→ **Objective**: Your task is to transcribe all of the records exactly and leave out the pictures.

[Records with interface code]
------------------------------

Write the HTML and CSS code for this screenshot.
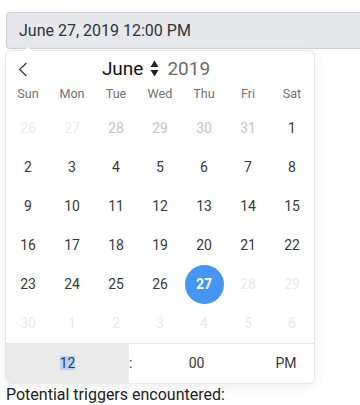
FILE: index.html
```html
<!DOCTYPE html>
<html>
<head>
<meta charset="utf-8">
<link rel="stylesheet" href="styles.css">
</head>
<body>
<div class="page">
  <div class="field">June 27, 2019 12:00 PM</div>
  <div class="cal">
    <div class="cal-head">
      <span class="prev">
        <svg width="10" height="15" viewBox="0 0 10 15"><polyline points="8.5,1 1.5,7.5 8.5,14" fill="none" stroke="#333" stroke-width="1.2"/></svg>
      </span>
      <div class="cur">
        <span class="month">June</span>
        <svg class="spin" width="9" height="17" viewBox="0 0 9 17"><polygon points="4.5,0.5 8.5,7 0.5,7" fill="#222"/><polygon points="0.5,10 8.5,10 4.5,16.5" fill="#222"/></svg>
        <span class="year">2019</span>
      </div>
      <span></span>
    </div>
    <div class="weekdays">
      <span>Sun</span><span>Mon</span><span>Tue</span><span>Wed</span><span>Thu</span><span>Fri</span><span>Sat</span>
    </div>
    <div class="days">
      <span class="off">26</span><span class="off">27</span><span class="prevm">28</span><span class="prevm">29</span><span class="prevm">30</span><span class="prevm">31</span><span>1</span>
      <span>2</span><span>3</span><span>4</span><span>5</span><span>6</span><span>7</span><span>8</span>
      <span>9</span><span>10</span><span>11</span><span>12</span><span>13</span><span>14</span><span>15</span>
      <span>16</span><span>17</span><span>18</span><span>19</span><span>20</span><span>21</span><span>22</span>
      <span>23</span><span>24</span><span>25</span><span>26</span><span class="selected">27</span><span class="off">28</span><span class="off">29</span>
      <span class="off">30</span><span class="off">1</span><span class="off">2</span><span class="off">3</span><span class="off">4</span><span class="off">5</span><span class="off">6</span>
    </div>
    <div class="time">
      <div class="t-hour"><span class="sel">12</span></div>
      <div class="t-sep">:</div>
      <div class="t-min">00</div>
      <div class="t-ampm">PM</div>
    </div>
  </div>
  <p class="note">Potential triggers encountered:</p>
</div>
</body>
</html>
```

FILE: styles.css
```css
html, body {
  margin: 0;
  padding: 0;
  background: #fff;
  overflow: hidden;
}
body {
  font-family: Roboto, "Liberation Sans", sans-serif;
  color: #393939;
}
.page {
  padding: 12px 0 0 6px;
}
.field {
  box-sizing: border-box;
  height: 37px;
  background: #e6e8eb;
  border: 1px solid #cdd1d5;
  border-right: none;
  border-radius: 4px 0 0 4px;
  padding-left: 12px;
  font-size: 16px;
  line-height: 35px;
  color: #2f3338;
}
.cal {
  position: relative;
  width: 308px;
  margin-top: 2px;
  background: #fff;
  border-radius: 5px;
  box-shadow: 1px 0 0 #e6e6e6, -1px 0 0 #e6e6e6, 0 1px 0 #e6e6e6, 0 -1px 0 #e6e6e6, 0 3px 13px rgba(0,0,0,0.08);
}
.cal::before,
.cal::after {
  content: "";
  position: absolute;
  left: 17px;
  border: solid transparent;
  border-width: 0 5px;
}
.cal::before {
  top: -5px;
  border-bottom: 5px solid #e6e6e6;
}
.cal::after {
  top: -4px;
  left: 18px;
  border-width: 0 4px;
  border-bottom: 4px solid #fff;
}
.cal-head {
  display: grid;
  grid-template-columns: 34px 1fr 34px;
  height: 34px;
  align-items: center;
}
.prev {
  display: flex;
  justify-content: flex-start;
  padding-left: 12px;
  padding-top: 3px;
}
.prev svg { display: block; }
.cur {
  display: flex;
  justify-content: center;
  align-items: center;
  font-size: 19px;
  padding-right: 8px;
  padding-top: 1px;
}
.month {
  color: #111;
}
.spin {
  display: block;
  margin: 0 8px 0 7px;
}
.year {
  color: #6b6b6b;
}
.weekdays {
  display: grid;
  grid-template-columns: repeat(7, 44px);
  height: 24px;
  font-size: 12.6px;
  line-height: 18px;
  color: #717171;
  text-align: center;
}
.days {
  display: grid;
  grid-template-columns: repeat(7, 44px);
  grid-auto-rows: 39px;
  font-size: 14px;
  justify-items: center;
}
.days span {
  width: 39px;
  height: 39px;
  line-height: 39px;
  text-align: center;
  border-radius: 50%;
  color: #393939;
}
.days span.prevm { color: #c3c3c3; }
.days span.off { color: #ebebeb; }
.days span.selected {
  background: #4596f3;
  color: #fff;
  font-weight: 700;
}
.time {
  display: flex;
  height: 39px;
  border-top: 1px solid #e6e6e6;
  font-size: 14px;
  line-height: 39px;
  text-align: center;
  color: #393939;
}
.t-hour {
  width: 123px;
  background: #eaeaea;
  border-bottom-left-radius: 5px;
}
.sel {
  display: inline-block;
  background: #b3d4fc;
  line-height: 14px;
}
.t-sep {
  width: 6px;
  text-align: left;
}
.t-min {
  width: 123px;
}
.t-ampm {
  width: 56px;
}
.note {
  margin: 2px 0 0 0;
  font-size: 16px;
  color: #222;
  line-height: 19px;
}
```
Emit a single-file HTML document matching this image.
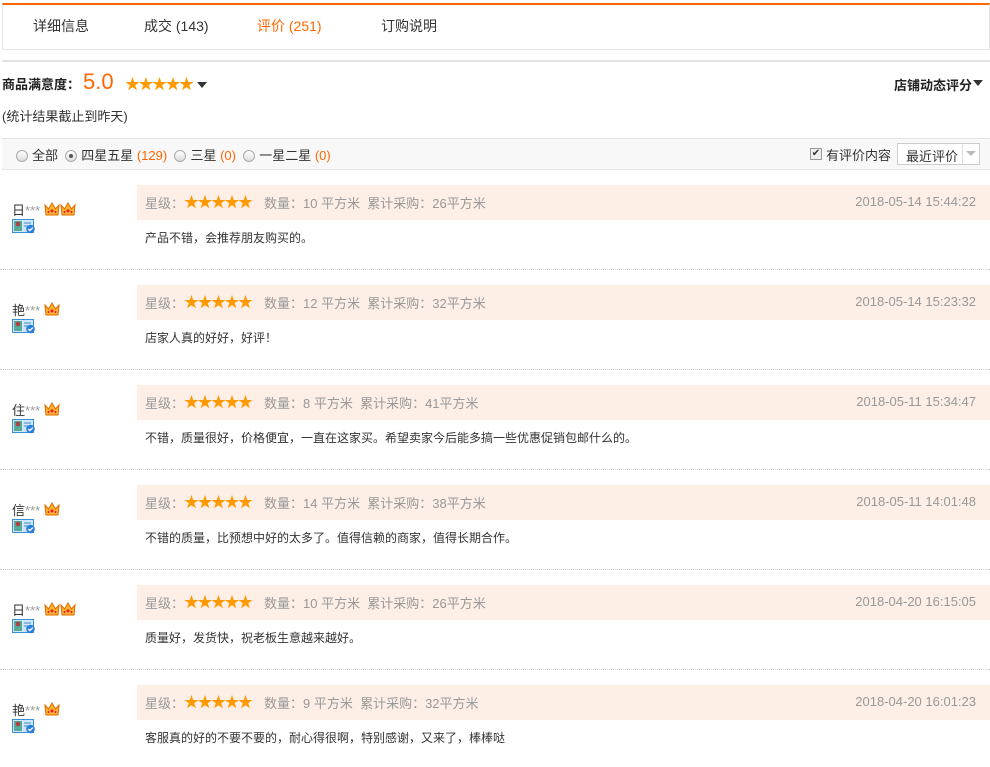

------------------------------

→ **Solution for this task**:
Write the HTML and CSS code for this screenshot.
FILE: index.html
```html
<!DOCTYPE html>
<html>
<head>
<meta charset="utf-8">
<link rel="stylesheet" href="styles.css">
</head>
<body>
<div class="page">
  <div class="field">June 27, 2019 12:00 PM</div>
  <div class="cal">
    <div class="cal-head">
      <span class="prev">
        <svg width="10" height="15" viewBox="0 0 10 15"><polyline points="8.5,1 1.5,7.5 8.5,14" fill="none" stroke="#333" stroke-width="1.2"/></svg>
      </span>
      <div class="cur">
        <span class="month">June</span>
        <svg class="spin" width="9" height="17" viewBox="0 0 9 17"><polygon points="4.5,0.5 8.5,7 0.5,7" fill="#222"/><polygon points="0.5,10 8.5,10 4.5,16.5" fill="#222"/></svg>
        <span class="year">2019</span>
      </div>
      <span></span>
    </div>
    <div class="weekdays">
      <span>Sun</span><span>Mon</span><span>Tue</span><span>Wed</span><span>Thu</span><span>Fri</span><span>Sat</span>
    </div>
    <div class="days">
      <span class="off">26</span><span class="off">27</span><span class="prevm">28</span><span class="prevm">29</span><span class="prevm">30</span><span class="prevm">31</span><span>1</span>
      <span>2</span><span>3</span><span>4</span><span>5</span><span>6</span><span>7</span><span>8</span>
      <span>9</span><span>10</span><span>11</span><span>12</span><span>13</span><span>14</span><span>15</span>
      <span>16</span><span>17</span><span>18</span><span>19</span><span>20</span><span>21</span><span>22</span>
      <span>23</span><span>24</span><span>25</span><span>26</span><span class="selected">27</span><span class="off">28</span><span class="off">29</span>
      <span class="off">30</span><span class="off">1</span><span class="off">2</span><span class="off">3</span><span class="off">4</span><span class="off">5</span><span class="off">6</span>
    </div>
    <div class="time">
      <div class="t-hour"><span class="sel">12</span></div>
      <div class="t-sep">:</div>
      <div class="t-min">00</div>
      <div class="t-ampm">PM</div>
    </div>
  </div>
  <p class="note">Potential triggers encountered:</p>
</div>
</body>
</html>
```

FILE: styles.css
```css
html, body {
  margin: 0;
  padding: 0;
  background: #fff;
  overflow: hidden;
}
body {
  font-family: Roboto, "Liberation Sans", sans-serif;
  color: #393939;
}
.page {
  padding: 12px 0 0 6px;
}
.field {
  box-sizing: border-box;
  height: 37px;
  background: #e6e8eb;
  border: 1px solid #cdd1d5;
  border-right: none;
  border-radius: 4px 0 0 4px;
  padding-left: 12px;
  font-size: 16px;
  line-height: 35px;
  color: #2f3338;
}
.cal {
  position: relative;
  width: 308px;
  margin-top: 2px;
  background: #fff;
  border-radius: 5px;
  box-shadow: 1px 0 0 #e6e6e6, -1px 0 0 #e6e6e6, 0 1px 0 #e6e6e6, 0 -1px 0 #e6e6e6, 0 3px 13px rgba(0,0,0,0.08);
}
.cal::before,
.cal::after {
  content: "";
  position: absolute;
  left: 17px;
  border: solid transparent;
  border-width: 0 5px;
}
.cal::before {
  top: -5px;
  border-bottom: 5px solid #e6e6e6;
}
.cal::after {
  top: -4px;
  left: 18px;
  border-width: 0 4px;
  border-bottom: 4px solid #fff;
}
.cal-head {
  display: grid;
  grid-template-columns: 34px 1fr 34px;
  height: 34px;
  align-items: center;
}
.prev {
  display: flex;
  justify-content: flex-start;
  padding-left: 12px;
  padding-top: 3px;
}
.prev svg { display: block; }
.cur {
  display: flex;
  justify-content: center;
  align-items: center;
  font-size: 19px;
  padding-right: 8px;
  padding-top: 1px;
}
.month {
  color: #111;
}
.spin {
  display: block;
  margin: 0 8px 0 7px;
}
.year {
  color: #6b6b6b;
}
.weekdays {
  display: grid;
  grid-template-columns: repeat(7, 44px);
  height: 24px;
  font-size: 12.6px;
  line-height: 18px;
  color: #717171;
  text-align: center;
}
.days {
  display: grid;
  grid-template-columns: repeat(7, 44px);
  grid-auto-rows: 39px;
  font-size: 14px;
  justify-items: center;
}
.days span {
  width: 39px;
  height: 39px;
  line-height: 39px;
  text-align: center;
  border-radius: 50%;
  color: #393939;
}
.days span.prevm { color: #c3c3c3; }
.days span.off { color: #ebebeb; }
.days span.selected {
  background: #4596f3;
  color: #fff;
  font-weight: 700;
}
.time {
  display: flex;
  height: 39px;
  border-top: 1px solid #e6e6e6;
  font-size: 14px;
  line-height: 39px;
  text-align: center;
  color: #393939;
}
.t-hour {
  width: 123px;
  background: #eaeaea;
  border-bottom-left-radius: 5px;
}
.sel {
  display: inline-block;
  background: #b3d4fc;
  line-height: 14px;
}
.t-sep {
  width: 6px;
  text-align: left;
}
.t-min {
  width: 123px;
}
.t-ampm {
  width: 56px;
}
.note {
  margin: 2px 0 0 0;
  font-size: 16px;
  color: #222;
  line-height: 19px;
}
```
Emit a single-file HTML document matching this image.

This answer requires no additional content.